▶ DATA SUPPLIED
────
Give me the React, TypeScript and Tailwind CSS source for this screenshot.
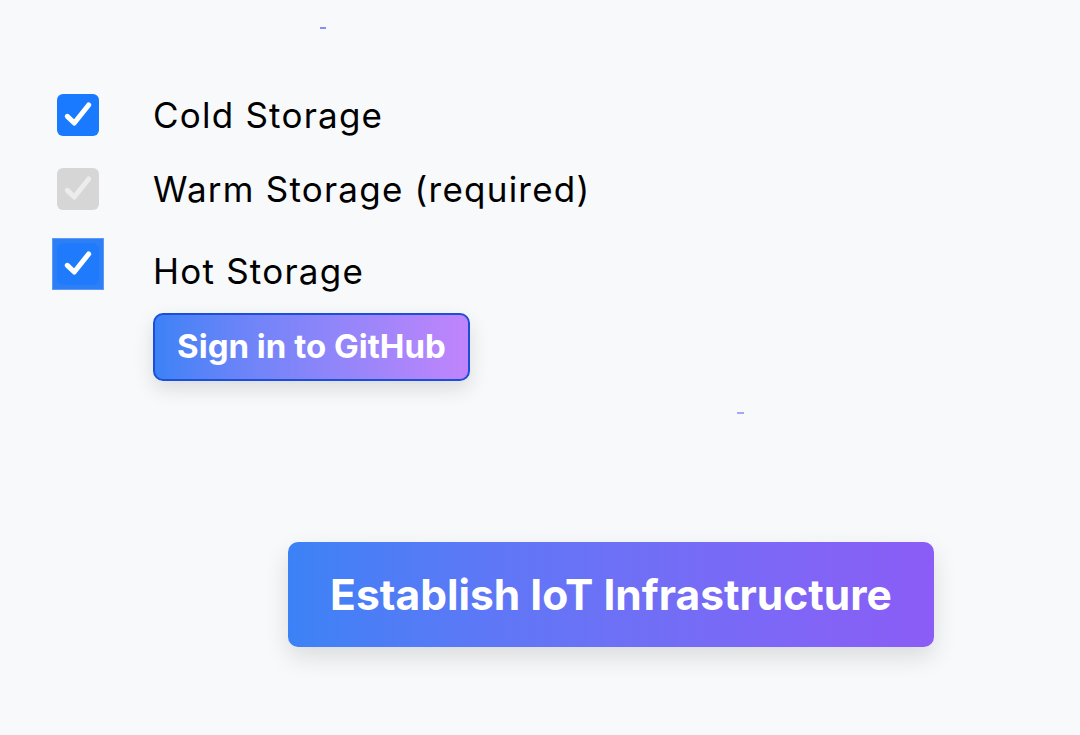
import { ReactNode } from 'react'

function Check({ color = 'white' }: { color?: string }) {
  return (
    <svg viewBox="0 0 24 24" className="h-[32px] w-[32px]" fill="none" stroke={color} strokeWidth={3.8} strokeLinecap="round" strokeLinejoin="round">
      <path d="M4 13l5.2 5L20 4.5" />
    </svg>
  )
}

function Box({ disabled }: { disabled?: boolean }) {
  return (
    <div
      className={`flex h-[42px] w-[42px] items-center justify-center rounded-[6px] ${
        disabled ? 'bg-[#d6d6d6]' : 'bg-[#1a7aff]'
      }`}
    >
      <Check color={disabled ? '#ececec' : 'white'} />
    </div>
  )
}

function Row({ children, box }: { children: ReactNode; box: ReactNode }) {
  return (
    <div className="flex items-center">
      <div className="flex w-[96px] items-center justify-start">{box}</div>
      <span className="text-[35px] leading-none tracking-[0.035em] text-black">{children}</span>
    </div>
  )
}

export default function App() {
  return (
    <div className="relative min-h-screen bg-[#f8f9fb]" style={{ fontFamily: 'Inter, "Noto Sans", sans-serif' }}>
      <div className="absolute left-[320px] top-[27px] h-[2px] w-[6px] bg-[#8b8cf6]" />
      <div className="absolute left-[737px] top-[412px] h-[2px] w-[7px] bg-[#a5a6f8]" />

      <div className="flex flex-col pl-[57px] pt-[94px]">
        <Row box={<Box />}>Cold Storage</Row>
        <div className="h-[32px]" />
        <Row box={<Box disabled />}>Warm Storage (required)</Row>
        <div className="flex items-start pt-[28px]">
          <div className="w-[96px]">
            <div className="-ml-[5px] flex h-[52px] w-[52px] items-center justify-center border border-[#5b9bf7] bg-[#2e7ff6]">
              <div className="flex h-[42px] w-[42px] items-center justify-center rounded-[6px] bg-[#1f7bfb]">
                <Check />
              </div>
            </div>
          </div>
          <div className="flex flex-col items-start pt-[16px]">
            <span className="text-[35px] leading-none tracking-[0.035em] text-black">Hot Storage</span>
            <button className="mt-[24px] h-[68px] w-[317px] rounded-[10px] border-2 border-[#1d4ed8] bg-gradient-to-r from-[#3b82f6] to-[#c084fc] text-[33px] font-bold text-white shadow-[0_8px_20px_rgba(0,0,0,0.12)]">
              Sign in to GitHub
            </button>
          </div>
        </div>
      </div>

      <div className="flex pl-[288px] pt-[161px]">
        <button className="h-[105px] w-[646px] rounded-[10px] bg-gradient-to-r from-[#3b82f6] to-[#8b5cf6] text-[42.5px] font-bold text-white shadow-[0_10px_24px_rgba(0,0,0,0.12)]">
          Establish IoT Infrastructure
        </button>
      </div>
    </div>
  )
}
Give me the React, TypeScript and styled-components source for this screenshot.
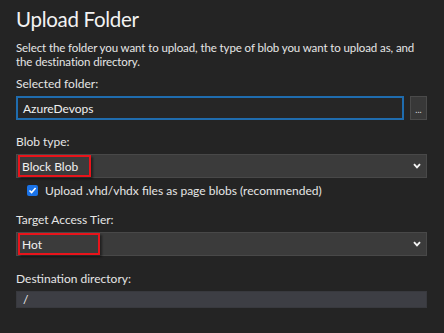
import styled, { createGlobalStyle } from 'styled-components';

const GlobalStyle = createGlobalStyle`
  html, body {
    margin: 0;
    padding: 0;
    background: #242424;
  }
  body {
    font-family: Lato, 'Noto Sans', sans-serif;
    color: #e4e4e4;
  }
`;

const Page = styled.div`
  width: 444px;
  height: 333px;
  box-sizing: border-box;
  padding: 4px 17px 0 16px;
  background: #242424;
  overflow: hidden;
  display: flex;
  flex-direction: column;
`;

const Title = styled.h1`
  margin: 0;
  font-size: 20.5px;
  font-weight: 400;
  letter-spacing: -0.3px;
  line-height: 30px;
  color: #f2f2f2;
`;

const Description = styled.p`
  margin: 7px 0 0;
  font-size: 11.5px;
  letter-spacing: -0.1px;
  line-height: 14px;
  color: #e6e6e6;
  white-space: nowrap;
`;

const Field = styled.div<{ $gap?: number }>`
  display: flex;
  flex-direction: column;
  margin-top: ${({ $gap }) => $gap ?? 0}px;
`;

const Label = styled.label`
  font-size: 12px;
  line-height: 14px;
  color: #e6e6e6;
  margin-bottom: 5px;
`;

const InputRow = styled.div`
  display: flex;
  gap: 6px;
`;

const TextBox = styled.div<{ $focused?: boolean }>`
  flex: 1;
  height: 24px;
  box-sizing: border-box;
  display: flex;
  align-items: center;
  padding: 0 6px;
  font-size: 12px;
  color: #f0f0f0;
  background: ${({ $focused }) => ($focused ? '#262626' : '#3d3e44')};
  border: 1px solid ${({ $focused }) => ($focused ? '#1f6cae' : '#38393e')};
  ${({ $focused }) => $focused && 'box-shadow: inset 0 0 0 1px #1f6cae;'}
`;

const BrowseButton = styled.button`
  width: 17px;
  height: 24px;
  padding: 0;
  background: #383838;
  border: 1px solid #4a4a4a;
  color: #d8d8d8;
  font-size: 9px;
  line-height: 1;
  display: flex;
  align-items: flex-end;
  justify-content: center;
  padding-bottom: 5px;
  box-sizing: border-box;
  font-family: inherit;
`;

const Select = styled.div`
  height: 24px;
  box-sizing: border-box;
  display: flex;
  align-items: center;
  justify-content: space-between;
  padding: 0 5px 0 1px;
  background: #3b3b3b;
  border: 1px solid #484848;
  font-size: 12px;
  color: #f0f0f0;
`;

const Highlight = styled.span<{ $width: number }>`
  width: ${({ $width }) => $width}px;
  height: 22px;
  box-sizing: border-box;
  display: flex;
  align-items: center;
  padding-left: 2px;
  border: 2px solid #e8141b;
  box-shadow: 2px 2px 2px rgba(0, 0, 0, 0.45);
`;

const Chevron = styled.svg`
  width: 8px;
  height: 6px;
`;

const CheckRow = styled.div`
  display: flex;
  align-items: center;
  gap: 7px;
  margin: 5px 0 0 11px;
  font-size: 12px;
  color: #e6e6e6;
`;

const CheckBox = styled.span`
  width: 11px;
  height: 11px;
  border-radius: 2px;
  background: #1a73e8;
  display: flex;
  align-items: center;
  justify-content: center;
`;

function Arrow() {
  return (
    <Chevron viewBox="0 0 8 6">
      <path d="M1 1.2 L4 4.3 L7 1.2" stroke="#f4f4f4" strokeWidth="1.9" fill="none" />
    </Chevron>
  );
}

export default function App() {
  return (
    <>
      <GlobalStyle />
      <Page>
        <Title>Upload Folder</Title>
        <Description>
          Select the folder you want to upload, the type of blob you want to upload as, and
          <br />
          the destination directory.
        </Description>

        <Field $gap={8}>
          <Label>Selected folder:</Label>
          <InputRow>
            <TextBox $focused>AzureDevops</TextBox>
            <BrowseButton type="button">...</BrowseButton>
          </InputRow>
        </Field>

        <Field $gap={15}>
          <Label>Blob type:</Label>
          <Select>
            <Highlight $width={73}>Block Blob</Highlight>
            <Arrow />
          </Select>
        </Field>

        <CheckRow>
          <CheckBox>
            <svg width="9" height="9" viewBox="0 0 9 9">
              <path d="M1.5 4.5 L3.6 6.6 L7.6 2" stroke="#fff" strokeWidth="1.6" fill="none" />
            </svg>
          </CheckBox>
          Upload .vhd/vhdx files as page blobs (recommended)
        </CheckRow>

        <Field $gap={15}>
          <Label>Target Access Tier:</Label>
          <Select>
            <Highlight $width={82}>Hot</Highlight>
            <Arrow />
          </Select>
        </Field>

        <Field $gap={16}>
          <Label>Destination directory:</Label>
          <TextBox>/</TextBox>
        </Field>
      </Page>
    </>
  );
}
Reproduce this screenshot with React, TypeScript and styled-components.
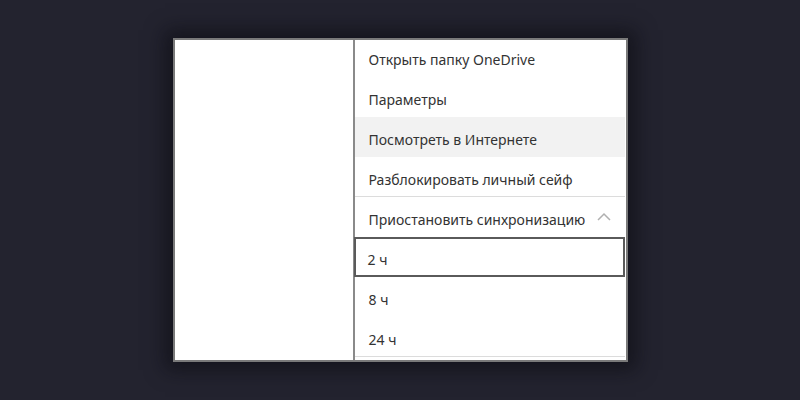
import React from "react";
import styled, { createGlobalStyle } from "styled-components";

const GlobalStyle = createGlobalStyle`
  html, body {
    margin: 0;
    padding: 0;
    background: #23232f;
  }
  #root {
    width: 800px;
    height: 400px;
  }
`;

const Stage = styled.div`
  width: 800px;
  height: 400px;
  display: flex;
  align-items: center;
  justify-content: center;
  background: #23232f;
`;

const Window = styled.div`
  width: 451px;
  height: 320px;
  display: flex;
  background: #ffffff;
  border: 2px solid #7a7a7a;
  box-shadow: 0 0 18px 8px rgba(10, 10, 14, 0.55);
`;

const SidePane = styled.div`
  width: 178px;
  background: #ffffff;
  border-right: 2px solid #8a8a8a;
`;

const Menu = styled.div`
  flex: 1;
  display: flex;
  flex-direction: column;
  padding-right: 1px;
  font-family: "Noto Sans", "Open Sans", sans-serif;
  font-size: 14px;
  color: #333333;
`;

const Item = styled.div<{ $active?: boolean; $focused?: boolean; $divider?: boolean }>`
  box-sizing: border-box;
  height: 40px;
  flex-shrink: 0;
  display: flex;
  align-items: center;
  justify-content: space-between;
  padding: 5px 14px 0 14px;
  background: ${(p) => (p.$active ? "#f2f2f2" : "#ffffff")};
  border: ${(p) => (p.$focused ? "2px solid #5a5a5a" : "none")};
  padding-left: ${(p) => (p.$focused ? "12px" : "14px")};
  border-bottom: ${(p) =>
    p.$divider ? "1px solid #dcdcdc" : p.$focused ? "2px solid #5a5a5a" : "none"};
  margin-left: ${(p) => (p.$focused ? "-1px" : "0")};
  white-space: nowrap;

  &:first-child {
    height: 37px;
    padding-top: 2px;
  }
`;

const Chevron = () => (
  <svg width="14" height="9" viewBox="0 0 14 9" fill="none" style={{ marginTop: -6 }}>
    <path d="M1 8 L7 2 L13 8" stroke="#b0b0b0" strokeWidth="1.5" />
  </svg>
);

const items = [
  { label: "Открыть папку OneDrive" },
  { label: "Параметры" },
  { label: "Посмотреть в Интернете", active: true },
  { label: "Разблокировать личный сейф", divider: true },
  { label: "Приостановить синхронизацию", expand: true },
  { label: "2 ч", focused: true },
  { label: "8 ч" },
  { label: "24 ч", divider: true },
];

export default function App() {
  return (
    <>
      <GlobalStyle />
      <Stage>
        <Window>
          <SidePane />
          <Menu>
            {items.map((it) => (
              <Item
                key={it.label}
                $active={it.active}
                $focused={it.focused}
                $divider={it.divider}
              >
                <span>{it.label}</span>
                {it.expand && <Chevron />}
              </Item>
            ))}
          </Menu>
        </Window>
      </Stage>
    </>
  );
}
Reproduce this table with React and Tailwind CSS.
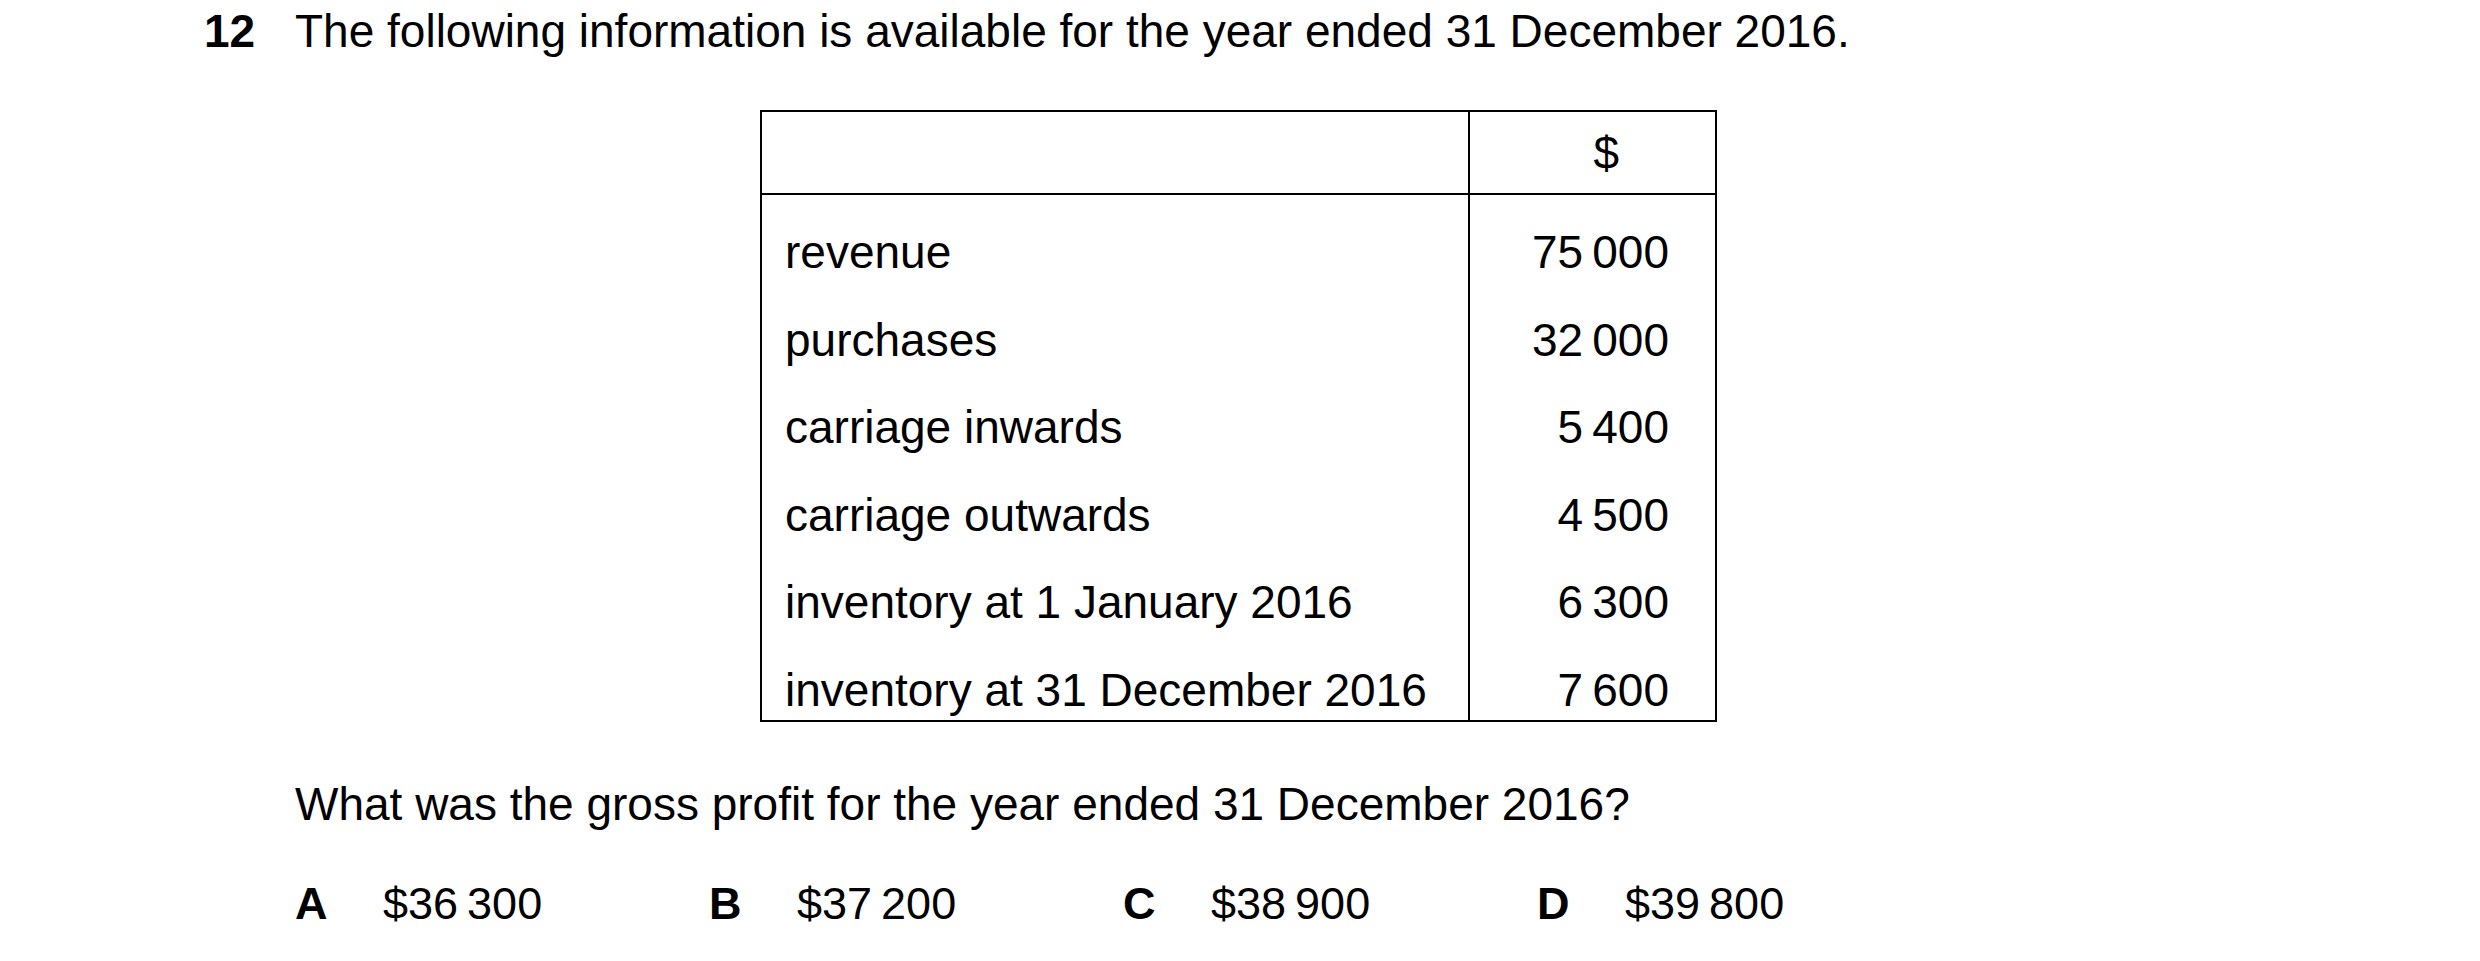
────
▶ TASK DIRECTIONS
List all lines where "source" occurs.

▶ CORRECT OUTPUT
Give me the React, TypeScript and Tailwind CSS source for this screenshot.
Give me the React, TypeScript and styled-components source for this screenshot.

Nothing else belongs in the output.